Anzitutto si chiarisce che con la sanzione: ‘sono congelati tutti i fondi e le risorse economiche appartenenti a, posseduti, detenuti o controllati, direttamente o indirettamente’ dai destinatari della sanzione e si stabilisce anche che è “vietato mettere, direttamente o indirettamente, fondi o risorse economiche a disposizione” di quegli stessi soggetti. In questo sostanzialmente consiste il ‘seize and freeze’ che è naturalmente diverso dalla confisca.
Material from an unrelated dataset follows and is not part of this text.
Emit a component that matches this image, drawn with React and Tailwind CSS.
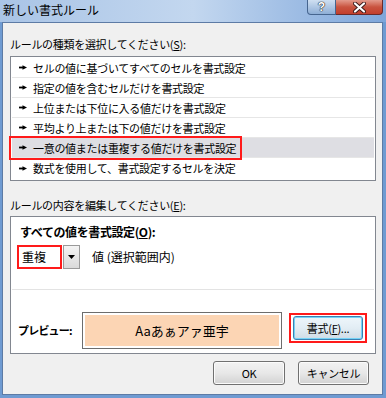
const rules = [
  'セルの値に基づいてすべてのセルを書式設定',
  '指定の値を含むセルだけを書式設定',
  '上位または下位に入る値だけを書式設定',
  '平均より上または下の値だけを書式設定',
  '一意の値または重複する値だけを書式設定',
  '数式を使用して、書式設定するセルを決定'
];

function Marker() {
  return (
    <svg width="8" height="5" viewBox="0 0 8 5" className="shrink-0">
      <rect x="0" y="1.6" width="4" height="1.8" fill="#000" />
      <polygon points="3.5,0.2 8,2.5 3.5,4.8" fill="#000" />
    </svg>
  );
}

function WinButton({ width, children }) {
  return (
    <div
      className={`flex h-[24px] ${width} items-center justify-center rounded-[3px] border border-[#707070] bg-linear-to-b from-[#f2f2f2] via-[#e8e8e8] to-[#d2d2d2] shadow-[inset_0_0_0_1px_#fbfbfb] text-[11px] tracking-[-0.3px]`}
    >
      {children}
    </div>
  );
}

export default function App() {
  return (
    <div className="flex h-[398px] w-[386px] flex-col bg-[#6f9bd2] font-['Noto_Sans_CJK_JP',sans-serif] text-black">
      {/* title bar */}
      <div className="flex h-[22px] shrink-0 items-start bg-linear-to-r from-[#a9c4e6] via-[#c3d7ef] to-[#7ea6da]">
        <span className="pl-[3px] pt-[2px] text-[12px] leading-[16px]">新しい書式ルール</span>
        <div className="ml-auto mr-[3px] flex h-[15px]">
          <div className="flex w-[29px] items-center justify-center rounded-bl-[4px] border border-t-0 border-[#46658f] bg-linear-to-b from-[#cfdff1] to-[#8eaed6] font-['Liberation_Sans',sans-serif] text-[12px] font-bold leading-[14px] text-white [text-shadow:0_0_1px_#222,0_0_1px_#222,0_0_1px_#222]">
            ?
          </div>
          <div className="flex w-[47px] items-center justify-center rounded-br-[4px] border border-l-0 border-t-0 border-[#6a2a2a] bg-linear-to-b from-[#e39a8c] via-[#c9533f] to-[#c23e2c]">
            <svg width="13" height="11" viewBox="0 0 13 11">
              <path d="M2 1.5L11 9.5M11 1.5L2 9.5" stroke="#3a1a1a" strokeWidth="4" strokeLinecap="round" />
              <path d="M2 1.5L11 9.5M11 1.5L2 9.5" stroke="#fff" strokeWidth="2.2" strokeLinecap="round" />
            </svg>
          </div>
        </div>
      </div>

      {/* client area */}
      <div className="mb-[3px] ml-[2px] mr-[3px] flex flex-1 flex-col border border-[#5d7ba5] bg-[#f0f0f0] pl-[7px] pr-[6px] pt-[13px]">
        <div className="h-[16px] text-[11px] leading-[16px] tracking-[-0.3px]">
          ルールの種類を選択してください(<u>S</u>):
        </div>

        <div className="relative mt-[4px] h-[125px] border border-[#828790] bg-white px-[1px] pt-[1px]">
          {rules.map((rule, i) => (
            <div
              key={rule}
              className={`flex h-[20px] items-center pl-[7px] ${i < rules.length - 1 ? 'border-b border-[#e6e6e6]' : ''} ${i === 4 ? 'bg-[#dedee3]' : ''}`}
            >
              <Marker />
              <span className="ml-[6px] text-[11px] leading-[16px] tracking-[-0.3px]">{rule}</span>
            </div>
          ))}
          <div className="absolute left-[-2px] top-[79px] h-[24px] w-[233px] border-2 border-[#ff1a1a]" />
        </div>

        <div className="mt-[16px] h-[16px] text-[11px] leading-[16px] tracking-[-0.3px]">
          ルールの内容を編集してください(<u>E</u>):
        </div>

        <div className="mt-[3px] flex h-[138px] flex-col border border-[#828790] bg-white">
          <div className="pl-[9px] pt-[7px] text-[12px] font-bold leading-[16px] tracking-[-0.4px]">
            すべての値を書式設定(<u>O</u>):
          </div>
          <div className="mt-[5px] flex h-[24px] items-center pl-[6px]">
            <div className="flex h-[24px] w-[45px] items-center border-2 border-[#ff1a1a] pl-[3px] text-[12px]">重複</div>
            <div className="ml-[1px] flex h-[24px] w-[17px] items-center justify-center border border-[#9a9a9a] bg-linear-to-b from-[#f4f4f4] to-[#dadada]">
              <svg width="7" height="4" viewBox="0 0 7 4">
                <polygon points="0,0 7,0 3.5,4" fill="#000" />
              </svg>
            </div>
            <span className="ml-[12px] text-[12px] leading-[16px]">値 (選択範囲内)</span>
          </div>

          <div className="mx-[1px] mt-[20px] h-px bg-[#e3e3e3]" />

          <div className="mt-[22px] flex h-[37px] items-center pl-[7px]">
            <span className="w-[64px] text-[11px] font-bold tracking-[-0.8px]">プレビュー:</span>
            <div className="h-[37px] w-[200px] border border-[#6d6d6d] p-[2px]">
              <div className="flex h-full items-center justify-center bg-[#fcd5b4] text-[13px]">Aaあぁアァ亜宇</div>
            </div>
            <div className="ml-[7px] mt-[1px] h-[30px] w-[78px] self-start border-2 border-[#ff1a1a] px-[2px] py-[1px]">
              <div className="flex h-full items-center justify-center rounded-[3px] border border-[#3c7fb1] bg-linear-to-b from-[#eef6fb] via-[#e2edf4] to-[#cfdce6] shadow-[inset_0_0_0_1px_#74d2f6] text-[11px] tracking-[-0.3px]">
                書式(<u>F</u>)...
              </div>
            </div>
          </div>
        </div>

        <div className="mt-[7px] flex justify-end gap-[13px] pr-[7px]">
          <WinButton width="w-[72px]">OK</WinButton>
          <WinButton width="w-[71px]">キャンセル</WinButton>
        </div>
      </div>
    </div>
  );
}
Inoltre è di interesse che dei 24 soggetti solo 4 sono etichettati esplicitamente come oligarchi. Più numerose sono le imprese in quanto tali (9) e gli amministratori delegati o comunque soggetti con responsabilità di imprese ma non qualificati come oligarchi (7), ci sono anche due ‘pubblicisti o propagandisti’, una donna proprietaria di impresa e un esperto di comunicazione. Questa varietà rende difficile parlare genericamente di sanzioni agli oligarchi e fa sorgere diverse domande in merito al presupposto b) di cui sopra. Che potere hanno costoro nei confronti di Putin? Qualcuno di loro potrebbe essere parte di quella influente élite politica cui faceva riferimento Roxburgh e per questo motivo è stato incluso nell’elenco?
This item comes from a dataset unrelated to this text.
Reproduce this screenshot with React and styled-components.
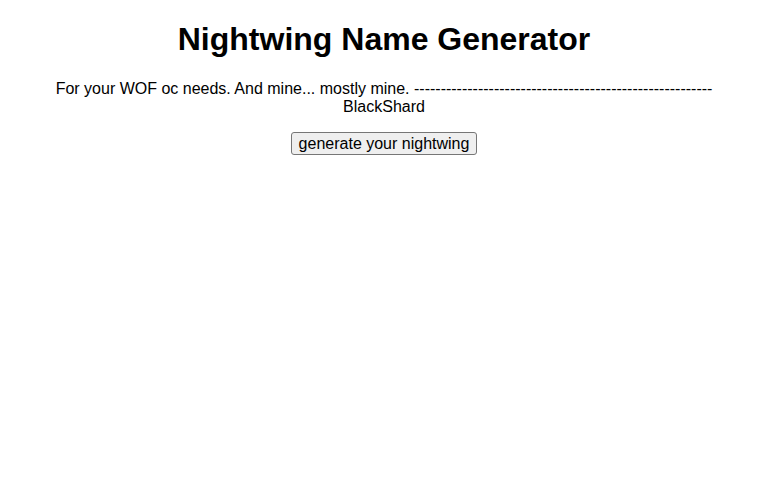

La cosa più interessante – che potrebbe aiutare anche a rispondere a questa domanda – riguarda però le motivazioni che sostengono le sanzioni. Nel caso di oligarchi e imprenditori quella ricorrente è che si tratta di “imprenditori russi di spicco attivi in settori economici che costituiscono una notevole fonte di reddito per il governo della Federazione russa, responsabile dell’annessione della Crimea e della destabilizzazione dell’Ucraina”(la sottolineatura è mia).
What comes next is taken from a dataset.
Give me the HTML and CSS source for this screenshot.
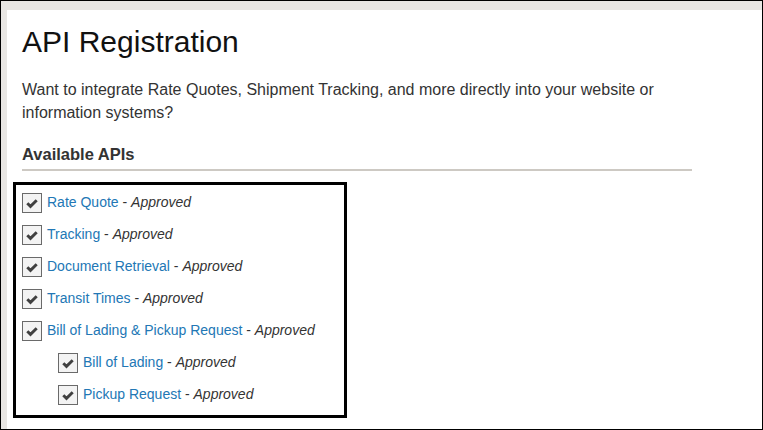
FILE: index.html
```html
<!DOCTYPE html>
<html lang="en">
<head>
<meta charset="utf-8">
<title>API Registration</title>
<link rel="stylesheet" href="styles.css">
</head>
<body>
<div class="frame">
  <main class="panel">
    <h1 class="title">API Registration</h1>
    <p class="intro">Want to integrate Rate Quotes, Shipment Tracking, and more directly into your website or information systems?</p>
    <h2 class="section">Available APIs</h2>
    <ul class="apis">
      <li class="api"><span class="check"><svg viewBox="0 0 20 20" width="20" height="20"><path d="M5.3 10.2 L8.5 13.4 L14.7 7.2"/></svg></span><span class="label"><a class="name" href="#">Rate Quote</a> - <em class="status">Approved</em></span></li>
      <li class="api"><span class="check"><svg viewBox="0 0 20 20" width="20" height="20"><path d="M5.3 10.2 L8.5 13.4 L14.7 7.2"/></svg></span><span class="label"><a class="name" href="#">Tracking</a> - <em class="status">Approved</em></span></li>
      <li class="api"><span class="check"><svg viewBox="0 0 20 20" width="20" height="20"><path d="M5.3 10.2 L8.5 13.4 L14.7 7.2"/></svg></span><span class="label"><a class="name" href="#">Document Retrieval</a> - <em class="status">Approved</em></span></li>
      <li class="api"><span class="check"><svg viewBox="0 0 20 20" width="20" height="20"><path d="M5.3 10.2 L8.5 13.4 L14.7 7.2"/></svg></span><span class="label"><a class="name" href="#">Transit Times</a> - <em class="status">Approved</em></span></li>
      <li class="api"><span class="check"><svg viewBox="0 0 20 20" width="20" height="20"><path d="M5.3 10.2 L8.5 13.4 L14.7 7.2"/></svg></span><span class="label"><a class="name" href="#">Bill of Lading &amp; Pickup Request</a> - <em class="status">Approved</em></span></li>
      <li class="api sub"><span class="check"><svg viewBox="0 0 20 20" width="20" height="20"><path d="M5.3 10.2 L8.5 13.4 L14.7 7.2"/></svg></span><span class="label"><a class="name" href="#">Bill of Lading</a> - <em class="status">Approved</em></span></li>
      <li class="api sub"><span class="check"><svg viewBox="0 0 20 20" width="20" height="20"><path d="M5.3 10.2 L8.5 13.4 L14.7 7.2"/></svg></span><span class="label"><a class="name" href="#">Pickup Request</a> - <em class="status">Approved</em></span></li>
    </ul>
  </main>
</div>
</body>
</html>
```

FILE: styles.css
```css
html, body {
  margin: 0;
  padding: 0;
  height: 100%;
}

body {
  font-family: "Liberation Sans", Arial, sans-serif;
  color: #333;
  background: #fff;
}

.frame {
  box-sizing: border-box;
  width: 763px;
  height: 430px;
  border: 1px solid #000;
  background: #e8e6e3;
  padding: 9px 0 0 6px;
  display: flex;
}

.panel {
  flex: 1;
  background: #fff;
  padding: 15px 0 0 15px;
}

.title {
  margin: 0;
  font-size: 30px;
  line-height: 34px;
  font-weight: normal;
  color: #111;
}

.intro {
  margin: 19px 0 0;
  width: 660px;
  font-size: 16px;
  line-height: 23px;
  color: #333;
}

.section {
  margin: 20px 0 0;
  width: 670px;
  font-size: 16.5px;
  line-height: 20px;
  font-weight: bold;
  color: #333;
  padding-bottom: 5px;
  border-bottom: 2px solid #cdc9c3;
}

.apis {
  list-style: none;
  box-sizing: border-box;
  width: 334px;
  height: 236px;
  margin: 11px 0 0 -9px;
  padding: 8px 6px 0;
  border: 3px solid #000;
  display: flex;
  flex-direction: column;
  gap: 12px;
}

.api {
  display: flex;
  align-items: center;
  height: 20px;
  font-size: 14px;
}

.api.sub {
  margin-left: 36px;
}

.check {
  box-sizing: border-box;
  width: 20px;
  height: 20px;
  border: 1px solid #6a6a6a;
  background: #f3f3f3;
  margin-right: 5px;
  display: flex;
  flex: none;
}

.check svg {
  display: block;
  margin: -1px;
}

.check path {
  fill: none;
  stroke: #404040;
  stroke-width: 2.9;
  stroke-linecap: butt;
  stroke-linejoin: miter;
}

.label {
  white-space: nowrap;
  margin-bottom: 2px;
  color: #333;
}

.name {
  color: #2277b5;
  text-decoration: none;
}

.status {
  color: #333;
  font-style: italic;
}
```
Un’altra motivazione ricorrente (anche in combinazione con la precedente) è questa: “Trae vantaggio dai decisori russi responsabili dell’annessione della Crimea o della destabilizzazione dell’Ucraina, nonché del governo della Federazione russa, responsabile dell’annessione della Crimea e della destabilizzazione dell’Ucraina”. Nel caso dei propagandisti si fa, invece, riferimento al fatto che essi sostengono “attivamente azioni o politiche che compromettono o minacciano l’integrità territoriale, la sovranità e l’indipendenza dell’Ucraina nonché la stabilità e la sicurezza in Ucraina”.

 Per le imprese, la formula è leggermente diversa e si parla della responsabilità “di fornire un sostegno materiale e finanziario ad azioni che compromettono o minacciano l’integrità territoriale, la sovranità e l’indipendenza dell’Ucraina nonché la stabilità e la sicurezza in Ucraina”.

Sembra, dunque, di poter dire che, prese al loro valore facciale, queste motivazioni non lascino trapelare alcuna attenzione per la possibilità che i sanzionati condizionino le decisioni di Putin e magari siano stati selezionati per questo. Sulla guerra potrebbero avere influenza soltanto le sanzioni contro le imprese che forniscono sostegno materiale e finanziario all’azione bellica.

Nelle motivazioni non sembra, inoltre, avere alcun rilievo l’obiettivo di punire il crony capitalism – che peraltro richiederebbe un’abiura dei comportamenti adottati in occidente quando si sono stesi tappeti ‘russi’ ai crony capitalist perché arrivassero dalle nostre parti e ci affidassero i loro miliardi, spesso aggiungendo l’offerta speciale di passaporti a prezzi di liquidazione e concessi su consigli di impresa legali private.

 Colpisce, invece, la filosofia che sembra sottostare alla frase che ho sottolineato: alcuni di questi soggetti sono responsabili di aver di fatto finanziato il governo russo e – può desumersi – le sue azioni criminali. Particolarmente esplicita e alquanto sconcertante è la motivazione della sanzione contro l’oligarca Rashnikov, proprietario della società Magnitogorsk Iron & Steel Works: “perché è uno dei principali contribuenti della Russia” e inoltre “il carico fiscale gravante sulla società è aumentato di recente incrementando notevolmente le entrate per il bilancio dello stato russo.” Si sta dicendo che il ‘reato’ è aver pagato molte tasse? Spero che ci sia una diversa e migliore spiegazione che, però, a me sfugge.

In conclusione, tra percezioni poco fondate e motivazioni ufficiali poco convincenti moltissimo resta da capire sui reali obiettivi delle sanzioni smart. E leggendo le motivazioni della UE viene da chiedere (serbando sempre la speranza di aver capito male): più chiarezza, più coerenza, più valori, per favore. Tutte risorse per rendere migliore il futuro che attende l’umanità dopo questa drammatica vicenda.